Model Card for Telecom Churn Prediction Model

This model predicts whether high-value telecom customers are likely to churn (cancel their service) based on their usage patterns over a 3-month period.

Model Details

Model Description

This is an ensemble of scikit-learn classifiers trained to predict customer churn in the telecom industry. The model focuses specifically on high-value customers (top 70th percentile by recharge amount) and uses behavioral data from months 6, 7, and 8 to predict churn in month 9.

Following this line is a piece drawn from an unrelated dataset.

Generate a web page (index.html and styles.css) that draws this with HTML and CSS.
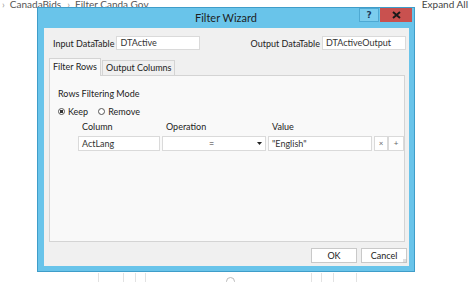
FILE: index.html
```html
<!DOCTYPE html>
<html lang="en">
<head>
    <meta charset="UTF-8">
    <meta name="viewport" content="width=device-width, initial-scale=1.0">
    <title>Filter Wizard</title>
    <link rel="stylesheet" href="styles.css">
</head>
<body>

    <!-- page behind the dialog -->
    <div class="page">
        <div class="crumbs">
            <div class="path"><span class="sep">›</span><span class="crumb">CanadaBids</span><span class="sep">›</span><span class="crumb">Filter Canda Gov</span></div>
            <div class="expand">Expand All</div>
        </div>
        <div class="cols">
            <span class="col-line l1"></span>
            <span class="col-line l2"></span>
            <span class="col-line l3"></span>
            <span class="col-line l4"></span>
            <span class="info-dot"></span>
            <span class="col-line l5"></span>
            <span class="col-line l6"></span>
            <span class="col-line l7"></span>
            <span class="col-line l8"></span>
        </div>
    </div>

    <!-- Filter Wizard dialog -->
    <div class="dialog">
        <div class="titlebar">
            <div></div>
            <div class="title">Filter Wizard</div>
            <div class="caption-btns">
                <div class="cap-help">?</div>
                <div class="cap-close">
                    <svg width="9" height="8" viewBox="0 0 9 8"><path d="M1 1 L8 7 M8 1 L1 7" stroke="#1a1a1a" stroke-width="2"/></svg>
                </div>
            </div>
        </div>

        <div class="client">
            <div class="tables-row">
                <label class="field-label">Input DataTable</label>
                <div class="textbox tb-input">DTActive</div>
                <div class="spacer"></div>
                <label class="field-label">Output DataTable</label>
                <div class="textbox tb-output">DTActiveOutput</div>
            </div>

            <div class="tabs">
                <div class="tab active">Filter Rows</div>
                <div class="tab">Output Columns</div>
            </div>

            <div class="tab-panel">
                <div class="mode-title">Rows Filtering Mode</div>
                <div class="radios">
                    <span class="radio checked"></span><span class="radio-text">Keep</span>
                    <span class="radio"></span><span class="radio-text">Remove</span>
                </div>

                <div class="filter-grid">
                    <div class="col-head">Column</div>
                    <div class="col-head">Operation</div>
                    <div class="col-head">Value</div>
                    <div></div>
                    <div></div>

                    <div class="textbox cell">ActLang</div>
                    <div class="textbox cell select">
                        <span class="select-val">=</span>
                        <svg class="arrow" width="5" height="3" viewBox="0 0 5 3"><path d="M0 0 H5 L2.5 3 Z" fill="#222"/></svg>
                    </div>
                    <div class="textbox cell">"English"</div>
                    <div class="mini-btn">×</div>
                    <div class="mini-btn">+</div>
                </div>
            </div>

            <div class="footer">
                <button class="dlg-btn">OK</button>
                <button class="dlg-btn">Cancel</button>
                <span class="grip"></span>
            </div>
        </div>
    </div>

</body>
</html>
```

FILE: styles.css
```css
body {
    margin: 0;
    width: 474px;
    height: 282px;
    overflow: hidden;
    background-color: #fff;
    font-family: Lato, "Open Sans", sans-serif;
    color: #222;
    position: relative;
}

/* background page */
.page {
    height: 282px;
    display: flex;
    flex-direction: column;
}
.crumbs {
    height: 10px;
    overflow: hidden;
    display: flex;
    justify-content: space-between;
    font-size: 10px;
    line-height: 11px;
    color: #555;
}
.path,
.expand {
    margin-top: -1px;
}
.path {
    padding-left: 2px;
}
.expand {
    padding-right: 6px;
    color: #444;
}
.sep {
    color: #999;
    margin-right: 5px;
}
.crumb {
    margin-right: 6px;
}
.cols {
    margin-top: auto;
    height: 9px;
    display: flex;
    align-items: flex-start;
}
.col-line {
    width: 1px;
    height: 9px;
    background-color: #e2e2e2;
}
.l1 { margin-left: 98px; }
.l2 { margin-left: 24px; }
.l3 { margin-left: 11px; }
.l4 { margin-left: 9px; }
.info-dot {
    margin-left: 80px;
    margin-top: 4px;
    width: 7px;
    height: 7px;
    border: 1px solid #bbb;
    border-radius: 50%;
}
.l5 { margin-left: 76px; }
.l6 { margin-left: 9px; }
.l7 { margin-left: 11px; }
.l8 { margin-left: 22px; }

/* dialog window */
.dialog {
    position: absolute;
    left: 37px;
    top: 7px;
    width: 378px;
    height: 265px;
    box-sizing: border-box;
    background-color: #69c4ea;
    border: 1px solid #3f9dc9;
    display: flex;
    flex-direction: column;
}
.titlebar {
    height: 20px;
    display: grid;
    grid-template-columns: 1fr auto 1fr;
}
.title {
    font-size: 11px;
    line-height: 20px;
    color: #1e1e1e;
}
.caption-btns {
    justify-self: end;
    display: flex;
    height: 14px;
    margin-right: 2px;
}
.cap-help {
    width: 20px;
    box-sizing: border-box;
    border: 1px solid #4ea9d3;
    background-color: #7ccdee;
    font-family: "DejaVu Sans", sans-serif;
    font-weight: bold;
    font-size: 9px;
    line-height: 12px;
    text-align: center;
    color: #1a3a5a;
}
.cap-close {
    width: 32px;
    margin-left: 1px;
    background-color: #c9514f;
    display: flex;
    align-items: center;
    justify-content: center;
}

.client {
    flex: 1;
    margin: 0 5px 5px 6px;
    background-color: #f0f0f0;
    display: flex;
    flex-direction: column;
    font-size: 9px;
}

.tables-row {
    display: flex;
    align-items: center;
    margin-top: 8px;
    padding-left: 9px;
    padding-right: 3px;
}
.field-label {
    margin-right: 2px;
}
.spacer {
    flex: 1;
}
.textbox {
    height: 14px;
    box-sizing: border-box;
    background-color: #fff;
    border: 1px solid #dadada;
    line-height: 12px;
    padding-left: 3px;
    color: #333;
}
.tb-input {
    width: 84px;
}
.tb-output {
    width: 84px;
}

.tabs {
    display: flex;
    align-items: flex-end;
    margin-top: 8px;
    padding-left: 5px;
    height: 17px;
}
.tab {
    height: 15px;
    box-sizing: border-box;
    border: 1px solid #d4d4d4;
    border-bottom: none;
    background-color: #f0f0f0;
    padding: 0 3px;
    line-height: 14px;
    margin-left: 1px;
}
.tab.active {
    height: 18px;
    margin-left: 0;
    margin-bottom: -1px;
    background-color: #f9f9f9;
    line-height: 16px;
    position: relative;
}

.tab-panel {
    height: 167px;
    margin: 0 4px 0 5px;
    box-sizing: border-box;
    border: 1px solid #d4d4d4;
    background-color: #f9f9f9;
    padding: 12px 8px 0 8px;
}
.mode-title {
    line-height: 12px;
}
.radios {
    display: flex;
    align-items: center;
    margin-top: 5px;
    height: 12px;
}
.radio {
    width: 7px;
    height: 7px;
    border: 1px solid #555;
    border-radius: 50%;
    box-sizing: border-box;
    background-color: #fff;
    margin-right: 3px;
}
.radio.checked {
    background: radial-gradient(circle, #333 0 1.6px, #fff 2px);
}
.radio-text {
    margin-right: 10px;
}

.filter-grid {
    display: grid;
    grid-template-columns: 82px 104px 104px 14px 14px;
    grid-template-rows: 16px 15px;
    column-gap: 2px;
    margin-top: 3px;
    margin-left: 20px;
    align-items: end;
}
.col-head {
    padding-left: 4px;
    line-height: 14px;
    align-self: start;
}
.cell {
    height: 15px;
    line-height: 13px;
}
.select {
    display: flex;
    align-items: center;
    position: relative;
}
.select-val {
    flex: 1;
    text-align: center;
}
.arrow {
    margin-right: 3px;
}
.mini-btn {
    height: 15px;
    box-sizing: border-box;
    border: 1px solid #dadada;
    background-color: #fff;
    text-align: center;
    line-height: 13px;
    color: #666;
    font-size: 8px;
}
.mini-btn + .mini-btn {
    margin-left: -2px;
}

.footer {
    display: flex;
    justify-content: flex-end;
    align-items: flex-start;
    margin-top: 6px;
    padding-right: 2px;
    position: relative;
}
.dlg-btn {
    width: 46px;
    height: 15px;
    padding: 0;
    margin-left: 4px;
    font-family: inherit;
    font-size: 9px;
    color: #222;
    background-color: #fff;
    border: 1px solid #c9c9c9;
}
.grip {
    width: 4px;
    height: 4px;
    margin-top: 11px;
    margin-left: -4px;
    background: radial-gradient(circle, #bbb 0.6px, transparent 0.8px) 0 0 / 2px 2px;
}
```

Developed by: MLOps Pipeline Team
Shared by: Sam2120
Model type: Binary classification ensemble (Logistic Regression, Random Forest, Gradient Boosting)
Language(s) (NLP): en
License: mit
Finetuned from model: Not applicable - trained from scratch

Model Sources

Repository: https://github.com/Sam2120/telecom-churn-mlops
Paper: Not applicable
Demo: Hugging Face Spaces integration available

Uses

Direct Use

This model is designed for:

Customer retention teams to identify at-risk high-value customers
Marketing teams to target retention campaigns
Business analysts to understand churn patterns and drivers
Real-time churn risk scoring via the provided FastAPI endpoint

The model accepts tabular customer data with features like call usage, recharge history, and internet usage, and outputs a churn probability (0-1) and binary prediction.

Downstream Use

Integration with CRM systems for automated retention workflows
Customer lifetime value (CLV) modeling by combining churn predictions with revenue data
Campaign optimization to prioritize high-risk, high-value customers
Fraud detection for identifying unusual usage patterns

Out-of-Scope Use

This model should NOT be used for:

Predicting churn for low-value customers (model trained only on high-value segment)
Long-term churn prediction beyond the 1-month horizon it was trained for
Different telecom markets without retraining (model behavior may not generalize)
Individual customer harassment or punitive actions based solely on model predictions
Credit scoring or loan decisions (not designed for financial risk assessment)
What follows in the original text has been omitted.